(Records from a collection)
# # # # # # #

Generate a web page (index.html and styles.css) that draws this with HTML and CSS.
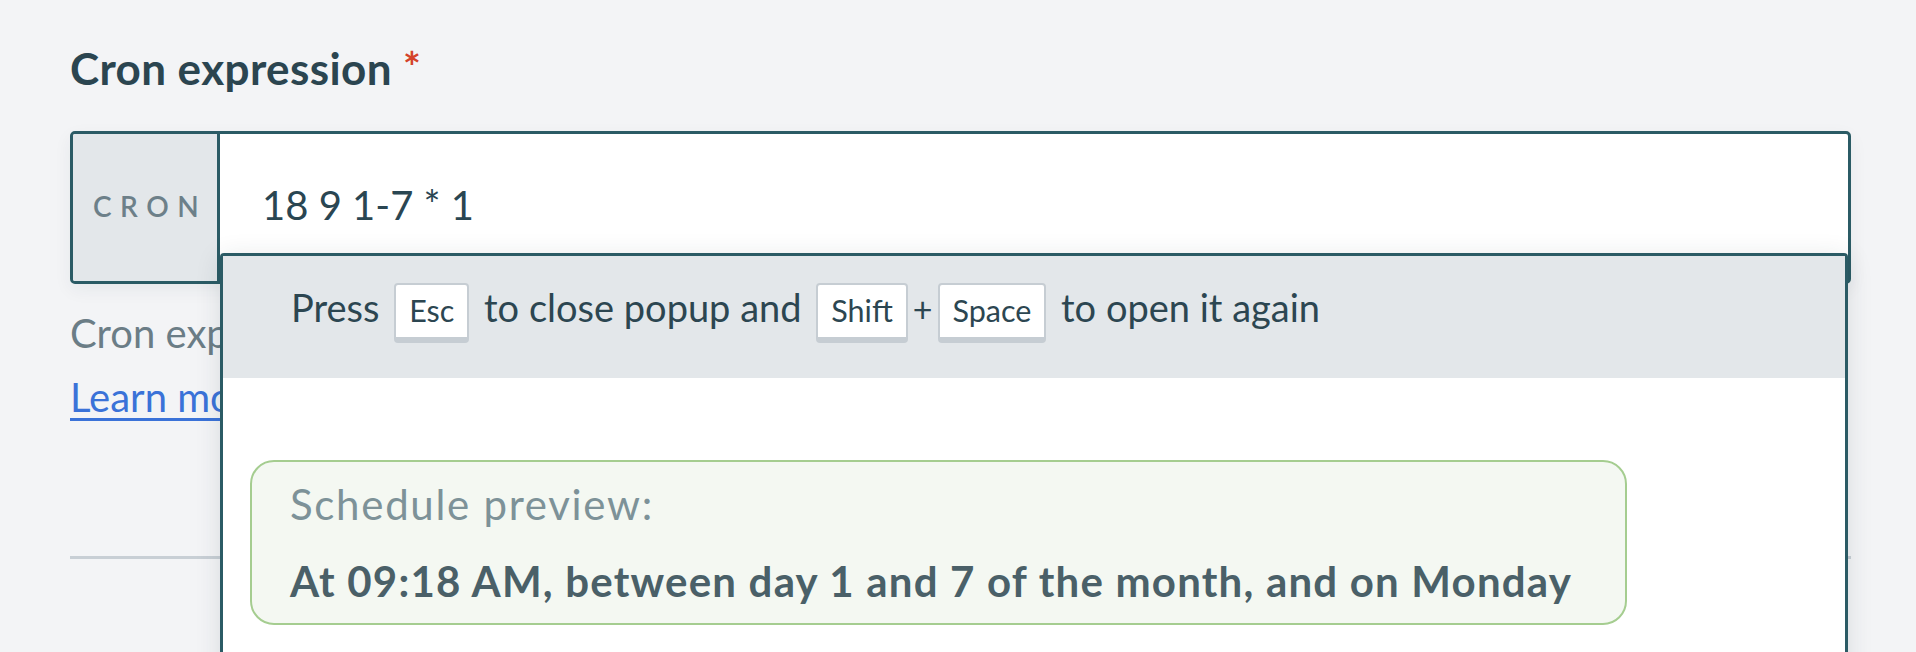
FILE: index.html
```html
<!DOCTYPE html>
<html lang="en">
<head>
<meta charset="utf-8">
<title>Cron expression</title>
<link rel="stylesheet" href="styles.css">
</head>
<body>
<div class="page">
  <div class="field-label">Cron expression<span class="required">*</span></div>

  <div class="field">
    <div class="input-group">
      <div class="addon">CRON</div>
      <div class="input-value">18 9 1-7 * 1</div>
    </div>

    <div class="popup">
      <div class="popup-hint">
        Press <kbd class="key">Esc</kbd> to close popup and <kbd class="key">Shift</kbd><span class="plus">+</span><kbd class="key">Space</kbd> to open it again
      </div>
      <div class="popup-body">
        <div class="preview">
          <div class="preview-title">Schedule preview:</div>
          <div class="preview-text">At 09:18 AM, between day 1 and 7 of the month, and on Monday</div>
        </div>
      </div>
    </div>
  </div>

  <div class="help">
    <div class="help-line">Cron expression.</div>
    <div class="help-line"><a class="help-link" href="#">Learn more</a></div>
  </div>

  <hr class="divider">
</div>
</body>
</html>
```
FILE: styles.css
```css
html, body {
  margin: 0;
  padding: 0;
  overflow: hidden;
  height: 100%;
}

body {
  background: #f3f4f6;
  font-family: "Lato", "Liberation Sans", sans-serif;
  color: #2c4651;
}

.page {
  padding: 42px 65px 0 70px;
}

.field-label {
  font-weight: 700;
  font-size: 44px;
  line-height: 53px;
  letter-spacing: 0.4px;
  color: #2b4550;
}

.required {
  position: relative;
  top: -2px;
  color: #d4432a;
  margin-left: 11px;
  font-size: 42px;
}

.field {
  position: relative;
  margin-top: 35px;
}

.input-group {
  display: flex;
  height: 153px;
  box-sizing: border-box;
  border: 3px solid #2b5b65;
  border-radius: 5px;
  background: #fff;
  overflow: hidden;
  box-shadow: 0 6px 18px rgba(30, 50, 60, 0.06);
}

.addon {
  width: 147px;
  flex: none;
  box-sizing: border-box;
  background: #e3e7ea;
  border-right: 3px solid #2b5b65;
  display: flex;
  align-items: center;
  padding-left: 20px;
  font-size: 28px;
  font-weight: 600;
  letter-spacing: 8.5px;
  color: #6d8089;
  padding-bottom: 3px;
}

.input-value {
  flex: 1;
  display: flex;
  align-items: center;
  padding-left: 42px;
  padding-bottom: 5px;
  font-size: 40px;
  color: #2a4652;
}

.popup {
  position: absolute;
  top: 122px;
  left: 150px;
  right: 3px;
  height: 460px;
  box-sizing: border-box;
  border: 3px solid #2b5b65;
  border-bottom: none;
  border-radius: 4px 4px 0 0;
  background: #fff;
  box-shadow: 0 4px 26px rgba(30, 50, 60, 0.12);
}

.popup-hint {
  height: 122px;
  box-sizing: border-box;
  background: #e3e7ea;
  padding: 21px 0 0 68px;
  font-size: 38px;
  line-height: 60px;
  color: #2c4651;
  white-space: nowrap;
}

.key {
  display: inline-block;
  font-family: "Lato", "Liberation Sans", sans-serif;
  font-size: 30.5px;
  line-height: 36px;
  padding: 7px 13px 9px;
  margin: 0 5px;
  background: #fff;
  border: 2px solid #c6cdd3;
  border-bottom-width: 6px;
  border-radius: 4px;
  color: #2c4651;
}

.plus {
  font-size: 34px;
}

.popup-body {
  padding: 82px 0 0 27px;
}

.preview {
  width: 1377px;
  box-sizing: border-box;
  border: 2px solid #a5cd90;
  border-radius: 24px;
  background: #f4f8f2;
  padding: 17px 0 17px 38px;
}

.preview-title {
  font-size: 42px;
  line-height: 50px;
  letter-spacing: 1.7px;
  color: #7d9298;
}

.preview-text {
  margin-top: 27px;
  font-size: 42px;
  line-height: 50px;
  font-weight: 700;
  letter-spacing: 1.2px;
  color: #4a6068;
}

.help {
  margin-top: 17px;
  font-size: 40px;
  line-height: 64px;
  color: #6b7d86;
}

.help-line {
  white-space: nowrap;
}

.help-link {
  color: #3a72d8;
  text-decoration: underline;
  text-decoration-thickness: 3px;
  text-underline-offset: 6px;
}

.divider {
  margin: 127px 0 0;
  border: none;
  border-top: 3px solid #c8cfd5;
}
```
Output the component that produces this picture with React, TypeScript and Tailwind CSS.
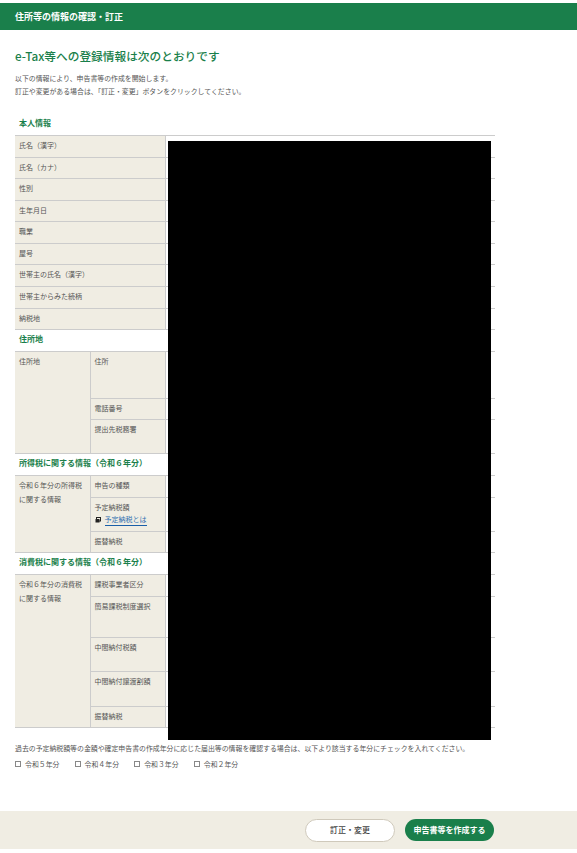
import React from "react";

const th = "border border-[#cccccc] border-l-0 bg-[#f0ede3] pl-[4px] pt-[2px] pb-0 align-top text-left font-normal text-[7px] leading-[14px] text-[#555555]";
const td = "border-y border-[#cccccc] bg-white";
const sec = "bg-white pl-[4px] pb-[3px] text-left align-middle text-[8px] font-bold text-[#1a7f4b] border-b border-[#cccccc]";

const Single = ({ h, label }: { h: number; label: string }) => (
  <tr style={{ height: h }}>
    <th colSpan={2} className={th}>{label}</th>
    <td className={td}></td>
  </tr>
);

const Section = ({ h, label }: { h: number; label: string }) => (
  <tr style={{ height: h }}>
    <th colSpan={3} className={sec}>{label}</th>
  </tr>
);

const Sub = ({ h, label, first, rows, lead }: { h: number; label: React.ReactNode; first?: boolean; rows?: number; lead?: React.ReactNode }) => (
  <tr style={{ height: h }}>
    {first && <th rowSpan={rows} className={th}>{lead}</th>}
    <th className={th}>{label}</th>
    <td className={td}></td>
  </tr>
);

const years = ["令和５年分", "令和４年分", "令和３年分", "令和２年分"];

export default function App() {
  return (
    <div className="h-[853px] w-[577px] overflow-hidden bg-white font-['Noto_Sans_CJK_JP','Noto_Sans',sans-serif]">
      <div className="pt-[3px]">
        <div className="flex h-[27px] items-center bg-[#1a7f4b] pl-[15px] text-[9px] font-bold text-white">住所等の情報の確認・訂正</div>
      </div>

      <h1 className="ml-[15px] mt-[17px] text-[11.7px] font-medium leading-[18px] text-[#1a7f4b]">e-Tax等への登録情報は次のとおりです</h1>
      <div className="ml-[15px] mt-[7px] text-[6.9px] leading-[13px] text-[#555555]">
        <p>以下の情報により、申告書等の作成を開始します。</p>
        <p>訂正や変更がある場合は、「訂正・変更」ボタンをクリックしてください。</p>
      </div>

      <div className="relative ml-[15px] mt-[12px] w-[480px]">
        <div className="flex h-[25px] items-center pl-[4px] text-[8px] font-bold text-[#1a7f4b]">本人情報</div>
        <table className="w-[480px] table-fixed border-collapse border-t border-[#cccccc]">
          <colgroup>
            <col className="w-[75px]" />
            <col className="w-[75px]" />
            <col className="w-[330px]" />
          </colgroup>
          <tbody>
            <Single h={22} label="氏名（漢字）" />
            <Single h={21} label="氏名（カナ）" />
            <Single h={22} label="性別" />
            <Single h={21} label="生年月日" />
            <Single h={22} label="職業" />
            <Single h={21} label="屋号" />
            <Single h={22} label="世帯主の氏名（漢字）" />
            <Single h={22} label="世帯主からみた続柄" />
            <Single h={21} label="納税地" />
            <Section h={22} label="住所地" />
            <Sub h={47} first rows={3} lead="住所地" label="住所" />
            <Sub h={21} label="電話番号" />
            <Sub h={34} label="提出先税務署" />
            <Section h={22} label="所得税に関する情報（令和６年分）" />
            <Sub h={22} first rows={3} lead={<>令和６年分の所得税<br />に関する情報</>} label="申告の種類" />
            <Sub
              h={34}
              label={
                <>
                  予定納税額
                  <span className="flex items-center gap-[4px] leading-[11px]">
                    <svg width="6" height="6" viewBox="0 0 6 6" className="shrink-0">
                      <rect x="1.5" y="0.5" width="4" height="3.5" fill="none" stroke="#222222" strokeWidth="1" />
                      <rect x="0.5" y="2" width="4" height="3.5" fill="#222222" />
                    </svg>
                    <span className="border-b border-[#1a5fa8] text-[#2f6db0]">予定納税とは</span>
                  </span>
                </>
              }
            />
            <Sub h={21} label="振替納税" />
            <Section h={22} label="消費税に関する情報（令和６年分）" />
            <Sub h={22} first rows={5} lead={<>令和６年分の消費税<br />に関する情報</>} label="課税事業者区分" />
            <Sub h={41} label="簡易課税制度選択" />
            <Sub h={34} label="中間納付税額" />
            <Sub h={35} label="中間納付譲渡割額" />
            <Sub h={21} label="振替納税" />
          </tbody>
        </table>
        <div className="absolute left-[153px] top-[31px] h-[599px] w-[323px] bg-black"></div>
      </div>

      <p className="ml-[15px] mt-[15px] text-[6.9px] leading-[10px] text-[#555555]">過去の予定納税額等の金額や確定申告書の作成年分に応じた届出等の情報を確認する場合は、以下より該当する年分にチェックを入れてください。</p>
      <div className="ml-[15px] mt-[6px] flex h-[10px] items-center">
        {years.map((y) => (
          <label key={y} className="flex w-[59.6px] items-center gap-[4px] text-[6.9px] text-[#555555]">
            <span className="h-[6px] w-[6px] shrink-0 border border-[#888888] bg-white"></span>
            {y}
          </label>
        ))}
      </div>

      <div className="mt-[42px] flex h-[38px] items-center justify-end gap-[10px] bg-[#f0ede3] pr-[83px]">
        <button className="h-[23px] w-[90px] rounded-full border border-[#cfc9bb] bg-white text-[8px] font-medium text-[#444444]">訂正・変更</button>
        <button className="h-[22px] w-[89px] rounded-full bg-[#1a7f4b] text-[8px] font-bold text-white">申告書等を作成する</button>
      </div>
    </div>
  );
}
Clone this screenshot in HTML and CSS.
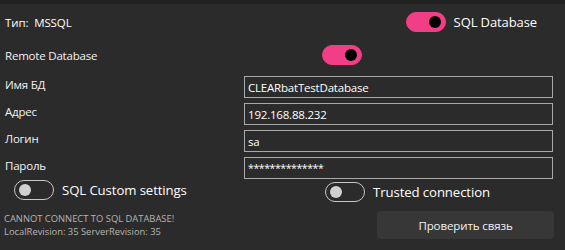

# # # # # # #

Task description: Please quote only the span of lines whose first line contains "Output the component" and whose last line contains "import React from", leaving every picture out.

Output of the exercise:
Output the component that produces this picture with React, TypeScript and Tailwind CSS.
import React from "react";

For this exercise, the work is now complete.